Directional Bonding in Compacted Microcrystalline Cellulose

Abstract

The mechanical properties of compacts of microcrystalline cellulose (MCC) and silicified microcrystalline cellulose (SMCC) were evaluated by tensile testing, diametric compression testing, and compression testing. For tensile and compression testing, cubic specimens were carefully machined from MCC and SMCC compacts, and the tensile and compression strengths were evaluated both normal and parallel to the compaction direction. The cubic tensile strengths were compared to values obtained from the diametric compression test.

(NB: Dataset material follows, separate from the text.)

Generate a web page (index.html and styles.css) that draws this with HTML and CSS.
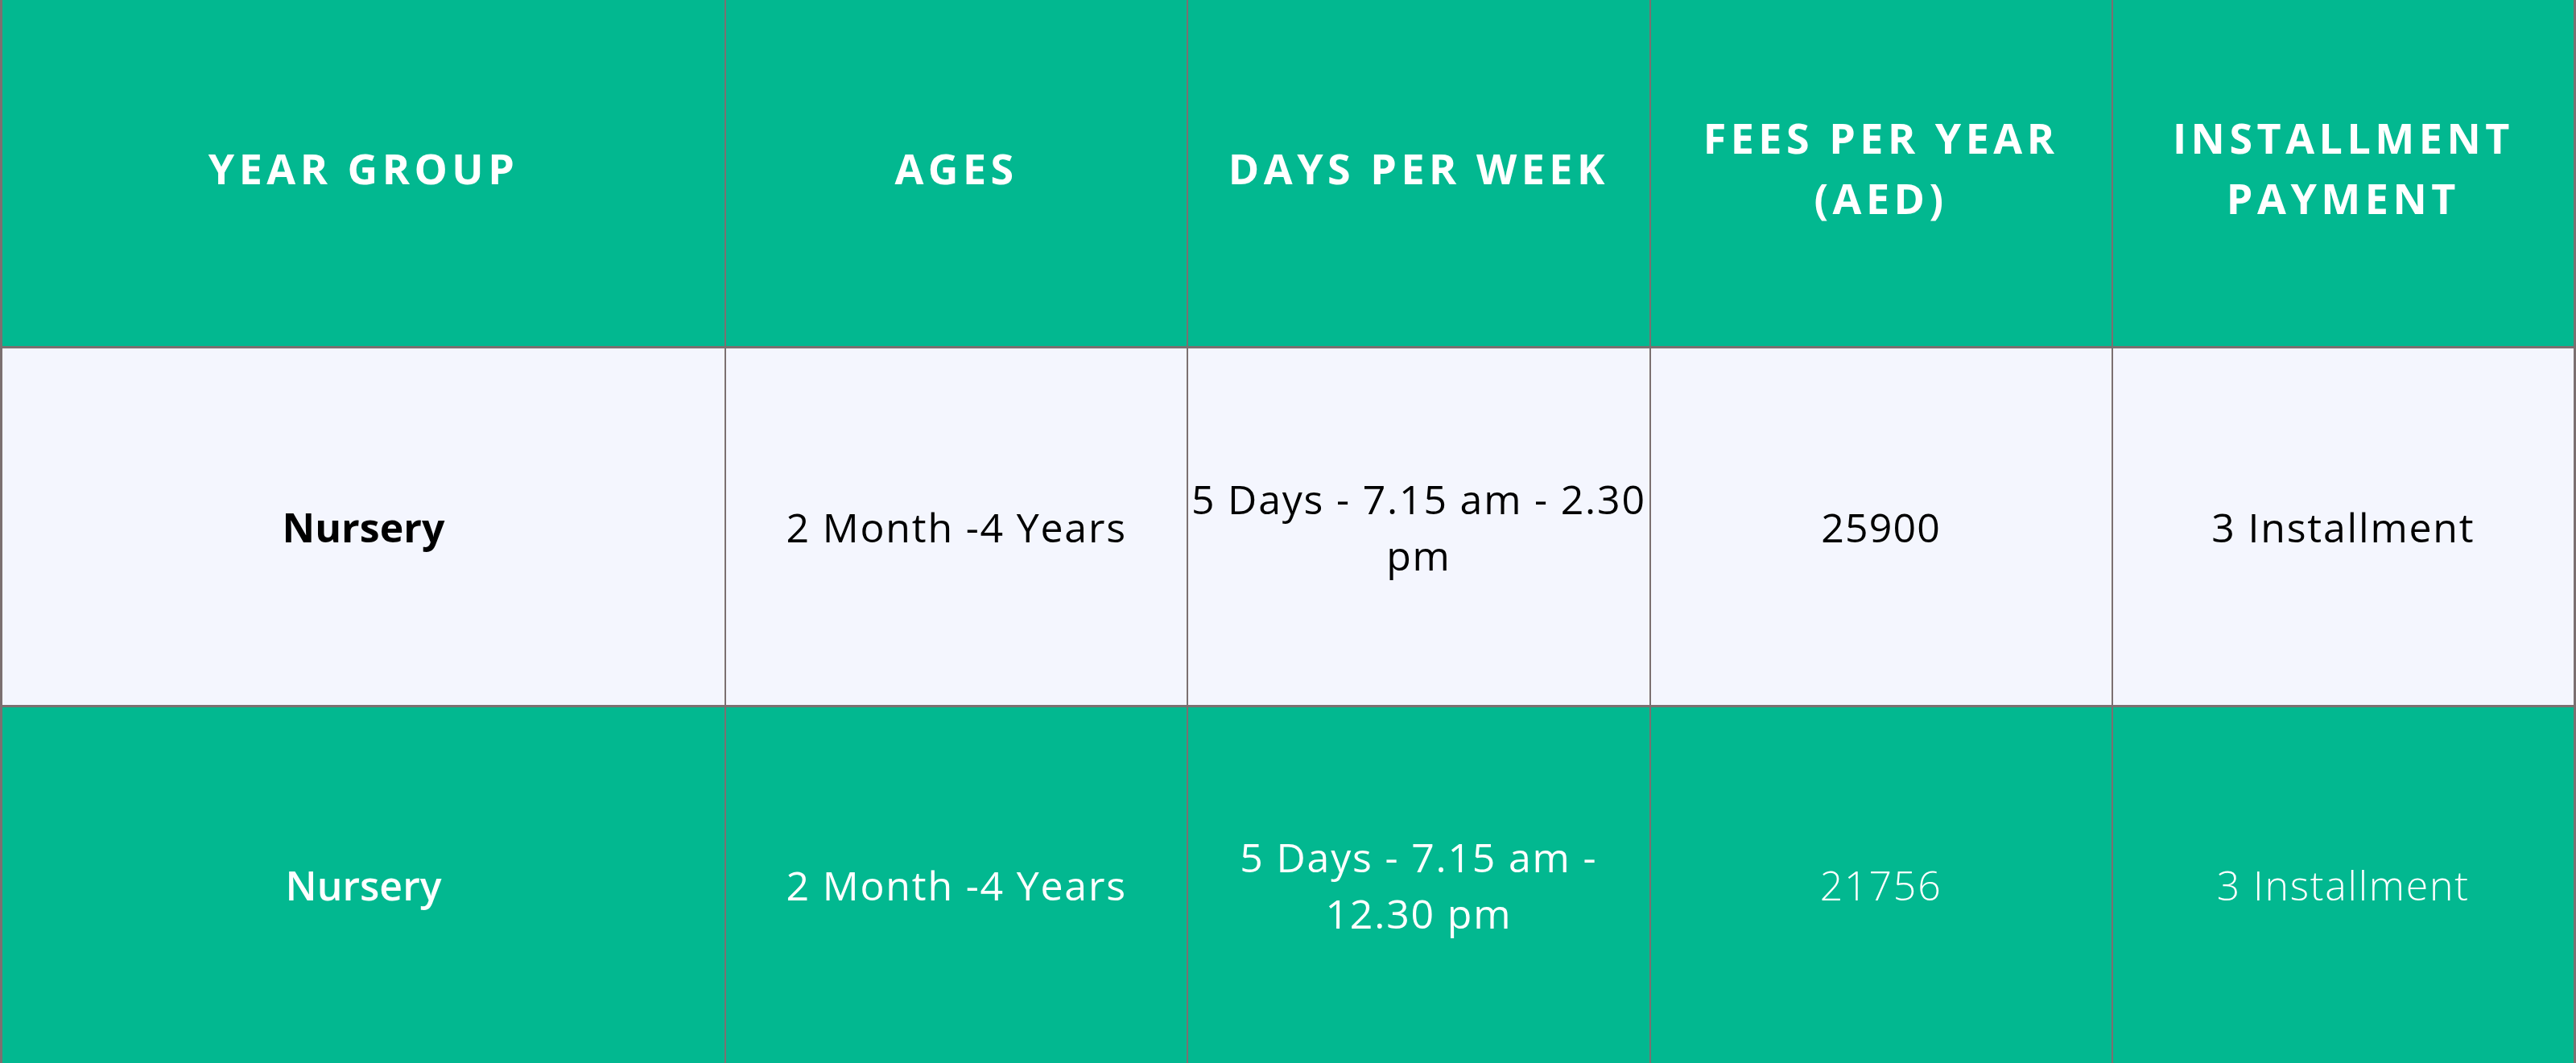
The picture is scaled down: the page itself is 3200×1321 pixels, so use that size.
FILE: index.html
```html
<!DOCTYPE html>
<html lang="en">
<head>
<meta charset="utf-8">
<title>Fees</title>
<link rel="stylesheet" href="styles.css">
</head>
<body>
<div class="fees-table">
  <div class="cell head"><span>Year Group</span></div>
  <div class="cell head"><span>Ages</span></div>
  <div class="cell head"><span>Days per week</span></div>
  <div class="cell head"><span>Fees per year (AED)</span></div>
  <div class="cell head"><span>Installment Payment</span></div>

  <div class="cell light"><span class="w-bold">Nursery</span></div>
  <div class="cell light"><span class="w-regular">2 Month -4 Years</span></div>
  <div class="cell light"><span class="w-regular">5 Days - 7.15 am - 2.30<br>pm</span></div>
  <div class="cell light"><span class="w-medium">25900</span></div>
  <div class="cell light"><span class="w-regular">3 Installment</span></div>

  <div class="cell green"><span class="w-semibold">Nursery</span></div>
  <div class="cell green"><span class="w-regular">2 Month -4 Years</span></div>
  <div class="cell green"><span class="w-regular">5 Days - 7.15 am -<br>12.30 pm</span></div>
  <div class="cell green"><span class="w-light">21756</span></div>
  <div class="cell green"><span class="w-light">3 Installment</span></div>
</div>
</body>
</html>
```
FILE: styles.css
```css
html, body {
  margin: 0;
  padding: 0;
  background: #02b890;
}

.fees-table {
  width: 3200px;
  height: 1321px;
  box-sizing: border-box;
  display: grid;
  grid-template-columns: 897px repeat(4, 1fr);
  grid-template-rows: 430px 443px 1fr;
  gap: 3px 2px;
  padding: 0 3px;
  background: #7b7070;
  font-family: "Open Sans", "Noto Sans", sans-serif;
}

.cell {
  display: flex;
  align-items: center;
  justify-content: center;
  text-align: center;
}

.head {
  background: #02b890;
  color: #ffffff;
  font-weight: 700;
  font-size: 52px;
  line-height: 75px;
  letter-spacing: 5.5px;
  text-transform: uppercase;
  padding: 0 30px 14px;
}

.light {
  background: #f4f6fe;
  color: #000000;
  font-size: 50px;
  line-height: 70px;
}

.green {
  background: #02b890;
  color: #ffffff;
  font-size: 50px;
  line-height: 70px;
}

.w-light { font-weight: 300; letter-spacing: 1.8px; }
.w-regular { font-weight: 400; letter-spacing: 1.8px; }
.w-medium { font-weight: 500; letter-spacing: 1.2px; }
.w-semibold { font-weight: 600; }
.w-bold { font-weight: 700; }
```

The results obtained using the diametric compression test suggested compacts of SMCC exhibit greater strength than those of MCC. In addition, the cubes machined from compacts of MCC and SMCC exhibited directional strength; the direction normal to the compaction direction displayed the greater tensile strength; and the parallel direction had greater compression strength. The diametric compression test afforded strength values with reduced spread compared to the values collected from the cubic tensile test, suggesting that the errors involved in collecting diametric compression test data of compacts are less than those for the cubic tensile test. Analysis of the cubes using X-ray diffraction (XRD) suggested that they display directional structural anisotropy, with the direction normal to the compaction direction being more crystalline than the parallel direction. However, it is not clear whether the difference in the directional strength is solely a consequence of the increased crystallinity or a culmination of crystallographic and mechanical keying effects.